Journal Article
No. 2016-3 | January 28, 2016
Sheila Dow
Uncertainty: A Diagrammatic Treatment
(Published in Radical Uncertainty and Its Implications for Economics)

Abstract

The purpose of this paper is to clarify the difference between the mainstream and Keynesian understandings of uncertainty which persists in spite of superficial similarities. It is argued that the difference stems from the mainstream habit of thinking in terms of a full-information benchmark, where uncertainty arises from incomplete information. Degrees of uncertainty (or ambiguity) refer to the quantifiable extent of incompleteness. In contrast, Keynesian uncertainty cannot, even in principle, be eliminated. By treating uncertain knowledge as the norm, Keynesian uncertainty theory analyses differing degrees of uncertainty in relation to grounds for belief and thus considers the cognitive role of institutions and conventions in influencing the degree of uncertainty. The paper offers a simple diagrammatic representation of these differences, and illustrates its use with different depictions of the crisis, its aftermath and the policy response appropriate to each understanding.

JEL Classification:

B41, B5, E00, G01

Links

Cite As

Sheila Dow (2016). Uncertainty: A Diagrammatic Treatment.
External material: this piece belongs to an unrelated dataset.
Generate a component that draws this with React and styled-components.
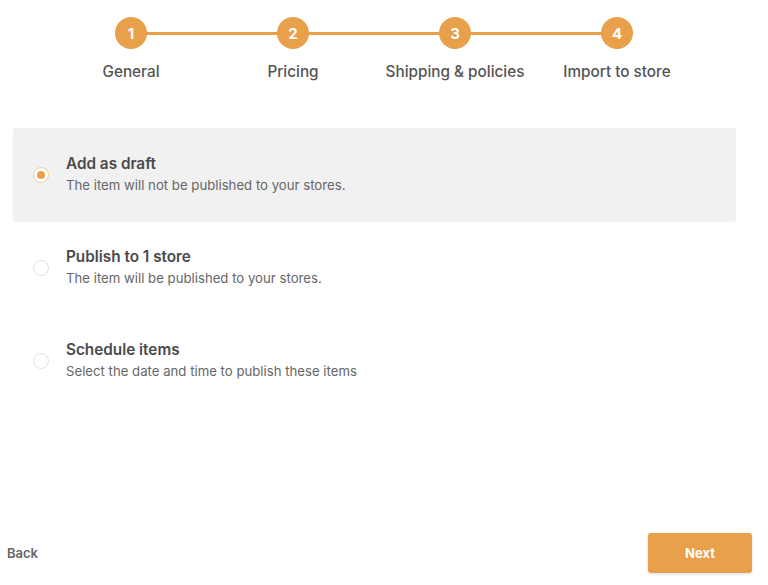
import React, { useState } from 'react'
import styled, { createGlobalStyle } from 'styled-components'

const GlobalStyle = createGlobalStyle`
  * { box-sizing: border-box; }
  html, body { margin: 0; padding: 0; background: #fff; }
  body {
    font-family: Inter, 'Noto Sans', sans-serif;
    color: #4a4a4a;
  }
`

const ORANGE = '#e8a04a'

const steps = ['General', 'Pricing', 'Shipping & policies', 'Import to store']

const options = [
  { id: 'draft', title: 'Add as draft', text: 'The item will not be published to your stores.' },
  { id: 'publish', title: 'Publish to 1 store', text: 'The item will be published to your stores.' },
  { id: 'schedule', title: 'Schedule items', text: 'Select the date and time to publish these items' },
]

const Page = styled.div`
  display: flex;
  flex-direction: column;
  min-height: 100vh;
`

const Stepper = styled.ol`
  display: grid;
  grid-template-columns: repeat(4, 162px);
  margin: 0;
  padding: 17px 0 0 50px;
  list-style: none;
`

const Step = styled.li`
  position: relative;
  display: flex;
  flex-direction: column;
  align-items: center;

  &::before {
    content: '';
    display: ${p => (p.$first ? 'none' : 'block')};
    position: absolute;
    top: 15px;
    left: -81px;
    width: 162px;
    height: 3px;
    background: ${ORANGE};
  }
`

const Circle = styled.span`
  position: relative;
  z-index: 1;
  display: flex;
  align-items: center;
  justify-content: center;
  width: 32px;
  height: 32px;
  border-radius: 50%;
  background: ${ORANGE};
  color: #fff;
  font-size: 15px;
  font-weight: 700;
`

const StepLabel = styled.span`
  margin-top: 13px;
  font-size: 15.3px;
  font-weight: 500;
  line-height: 20px;
  color: #555;
  white-space: nowrap;
`

const Options = styled.div`
  display: flex;
  flex-direction: column;
  margin: 46px 0 0 13px;
  width: 723px;
`

const Option = styled.label`
  display: flex;
  align-items: center;
  gap: 17px;
  height: 93px;
  padding: 0 20px;
  border-radius: 3px;
  cursor: pointer;
  background: ${p => (p.$active ? '#f1f1f1' : 'transparent')};
  box-shadow: ${p => (p.$active ? '0 1px 2px rgba(0,0,0,0.06)' : 'none')};
`

const Radio = styled.span`
  flex: none;
  display: flex;
  align-items: center;
  justify-content: center;
  width: 16px;
  height: 16px;
  border-radius: 50%;
  background: #fff;
  border: 1px solid ${p => (p.$checked ? '#f3cf9f' : '#e3e3e3')};

  &::after {
    content: '';
    display: ${p => (p.$checked ? 'block' : 'none')};
    width: 8px;
    height: 8px;
    border-radius: 50%;
    background: ${ORANGE};
  }
`

const OptionText = styled.div`
  display: flex;
  flex-direction: column;
  gap: 2px;
  margin-top: -2px;
`

const OptionTitle = styled.span`
  font-size: 15.3px;
  font-weight: 600;
  line-height: 20px;
  color: #4a4a4a;
`

const OptionDesc = styled.span`
  font-size: 13.2px;
  line-height: 18px;
  color: #666;
`

const Footer = styled.div`
  display: flex;
  align-items: center;
  justify-content: space-between;
  margin-top: auto;
  padding: 0 16px 12px 7px;
`

const BackButton = styled.button`
  border: none;
  background: none;
  padding: 0;
  font-family: inherit;
  font-size: 13px;
  font-weight: 600;
  color: #666;
  cursor: pointer;
`

const NextButton = styled.button`
  width: 104px;
  height: 40px;
  border: none;
  border-radius: 3px;
  background: ${ORANGE};
  box-shadow: 0 1px 3px rgba(0,0,0,0.12);
  color: #fff;
  font-family: inherit;
  font-size: 13px;
  font-weight: 700;
  cursor: pointer;
`

export default function App() {
  const [selected, setSelected] = useState('draft')

  return (
    <Page>
      <GlobalStyle />
      <Stepper>
        {steps.map((s, i) => (
          <Step key={s} $first={i === 0}>
            <Circle>{i + 1}</Circle>
            <StepLabel>{s}</StepLabel>
          </Step>
        ))}
      </Stepper>

      <Options>
        {options.map(o => (
          <Option key={o.id} $active={selected === o.id} onClick={() => setSelected(o.id)}>
            <Radio $checked={selected === o.id} />
            <OptionText>
              <OptionTitle>{o.title}</OptionTitle>
              <OptionDesc>{o.text}</OptionDesc>
            </OptionText>
          </Option>
        ))}
      </Options>

      <Footer>
        <BackButton>Back</BackButton>
        <NextButton>Next</NextButton>
      </Footer>
    </Page>
  )
}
Economics: The Open-Access, Open-Assessment E-Journal, 10 (2016-3): 1–25. http://dx.doi.org/10.5018/economics-ejournal.ja.2016-3


Comments and Questions



Romar Correa - The paper by Sheila Dow
January 29, 2016 - 16:51
We remain grateful to Professor Dow for her insights and subtlety. I was reminded of the distinction made by Kenneth Boulding, an early advocate of open systems reasoning in economics, between data and information. The category beloved of the mainstream is, properly, data. Information is data in a context. The latter is the arena of surprise and novelty. None of this might matter for understanding the crisis. Charlatans and robbers abounded. Look forward to more of Sheila Dow on ethics here!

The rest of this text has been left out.